TASK STATEMENT:
Where a line holds the word "with", copy that line.

**** MATERIAL PROVIDED ****

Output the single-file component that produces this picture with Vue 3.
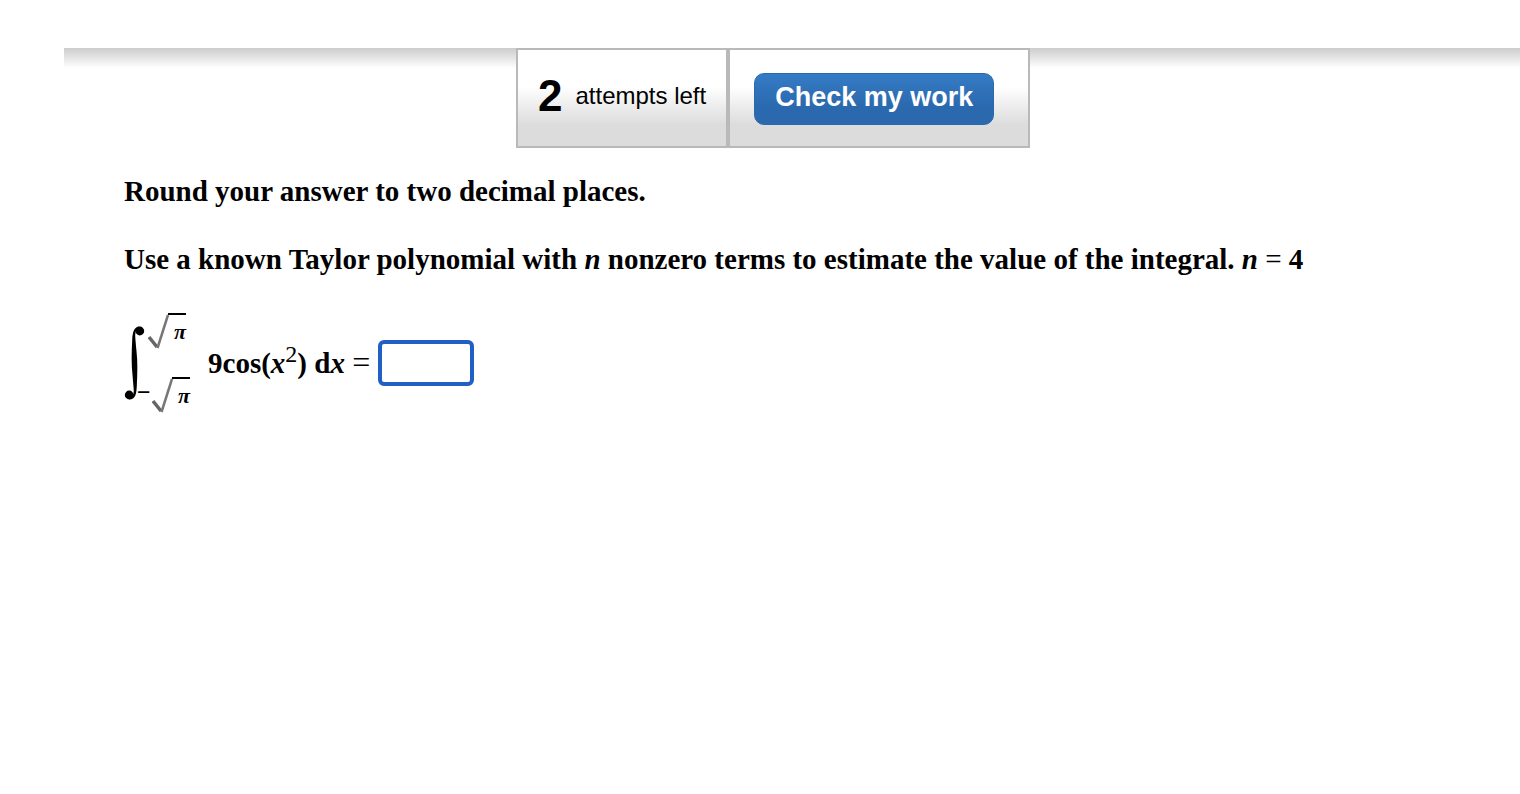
<script setup>
import { ref } from 'vue'

const attempts = ref(2)
const answer = ref('')
</script>

<template>
  <main class="page">
    <header class="toolbar">
      <div class="panel">
        <div class="cell attempts">
          <strong class="count">{{ attempts }}</strong>
          <span>attempts left</span>
        </div>
        <div class="cell action">
          <button type="button" class="check">Check my work</button>
        </div>
      </div>
    </header>

    <section class="question">
      <p>Round your answer to two decimal places.</p>
      <p>
        Use a known Taylor polynomial with <i>n</i> nonzero terms to estimate the value of the
        integral. <i>n</i> <span class="regular">=</span> 4
      </p>
      <div class="equation">
        <svg class="integral" viewBox="0 0 22 74" role="img" aria-label="integral">
          <circle cx="15.8" cy="5" r="4.4" />
          <circle cx="5.2" cy="69" r="4.4" />
          <path d="M15.8 .6C10 .6 8.6 6 8.2 14C7.6 26 7.2 38 8.6 50C9.2 58 9.8 62 9.8 65C9.6 69 8 72 5.2 73.4C11.5 73.4 12.4 68 12.8 60C13.4 48 13.8 36 12.4 24C11.8 16 11.2 12 11.2 9C11.4 5 13 2 15.8 .6Z" />
        </svg>
        <span class="limits">
          <span class="limit upper">
            <svg class="surd" viewBox="0 0 38 36" aria-hidden="true">
              <path d="M1 24 L9 34" stroke="#666" stroke-width="3.5" />
              <path d="M9.5 35 L20 2" stroke="#777" stroke-width="2.5" />
              <path d="M20 1 H38" stroke="#000" stroke-width="2" />
            </svg>
            <i class="pi">π</i>
          </span>
          <span class="limit">
            <span class="minus">−</span>
            <svg class="surd" viewBox="0 0 38 36" aria-hidden="true">
              <path d="M1 24 L9 34" stroke="#666" stroke-width="3.5" />
              <path d="M9.5 35 L20 2" stroke="#777" stroke-width="2.5" />
              <path d="M20 1 H38" stroke="#000" stroke-width="2" />
            </svg>
            <i class="pi">π</i>
          </span>
        </span>
        <label class="integrand" for="answer">9cos(<i>x</i><sup>2</sup>) d<i>x</i> <span class="equals">=</span></label>
        <input id="answer" v-model="answer" class="answer" type="text" autocomplete="off" />
      </div>
    </section>
  </main>
</template>

<style>
body {
  background: #fff;
}
</style>

<style scoped>
.page {
  padding: 48px 0 0 64px;
  color: #000;
}
.toolbar {
  display: flex;
  padding-left: 452px;
  background: linear-gradient(#ccc, #fff) 0 0 / 100% 20px no-repeat;
  font-family: "Liberation Sans", Arial, sans-serif;
}
.panel {
  display: flex;
}
.cell {
  box-sizing: border-box;
  height: 100px;
  display: flex;
  border: 2px solid #b9b9b9;
  background: linear-gradient(#fff 38%, #dcdcdc 78%);
}
.attempts {
  align-items: center;
  gap: 13px;
  padding: 0 20px 4px;
  font-size: 24px;
}
.count {
  font-size: 44px;
}
.action {
  align-items: flex-start;
  padding: 23px 34px 0 24px;
}
.check {
  height: 52px;
  padding: 0 20px 4px;
  border: 1px solid #2a69ad;
  border-radius: 10px;
  background: linear-gradient(#347bc5, #2b69ae 65%);
  color: #fff;
  font: bold 27px "Liberation Sans", Arial, sans-serif;
  cursor: pointer;
}
.question {
  padding: 26px 60px 0;
  font: bold 29px/34px "Liberation Serif", "Times New Roman", serif;
}
.question p {
  margin: 0 0 34px;
}
.regular {
  font-weight: normal;
}
.equation {
  display: flex;
  align-items: center;
  height: 105px;
}
.integral {
  width: 22px;
  height: 74px;
  margin-right: -9px;
}
.limits {
  display: flex;
  flex-direction: column;
  gap: 28px;
}
.limit {
  display: flex;
  height: 36px;
}
.upper {
  margin-left: 11px;
}
.surd {
  width: 38px;
  height: 36px;
  fill: none;
}
.pi {
  margin-left: -12px;
  font-size: 22px;
  line-height: 38px;
}
.minus {
  width: 15px;
  font-size: 24px;
  line-height: 30px;
}
.integrand {
  margin-left: 18px;
  white-space: nowrap;
}
.integrand sup {
  font-size: 24px;
  font-weight: normal;
  line-height: 0;
}
.equals {
  font-size: 32px;
  font-weight: normal;
  line-height: 0;
}
.answer {
  box-sizing: border-box;
  width: 96px;
  height: 46px;
  margin-left: 8px;
  padding: 2px 6px;
  border: 4px solid #2060c4;
  border-radius: 6px;
  background: #fff;
  font: 26px "Liberation Sans", Arial, sans-serif;
  outline: none;
}
</style>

****

FINISHED ANSWER:
Output the single-file component that produces this picture with Vue 3.
        Use a known Taylor polynomial with <i>n</i> nonzero terms to estimate the value of the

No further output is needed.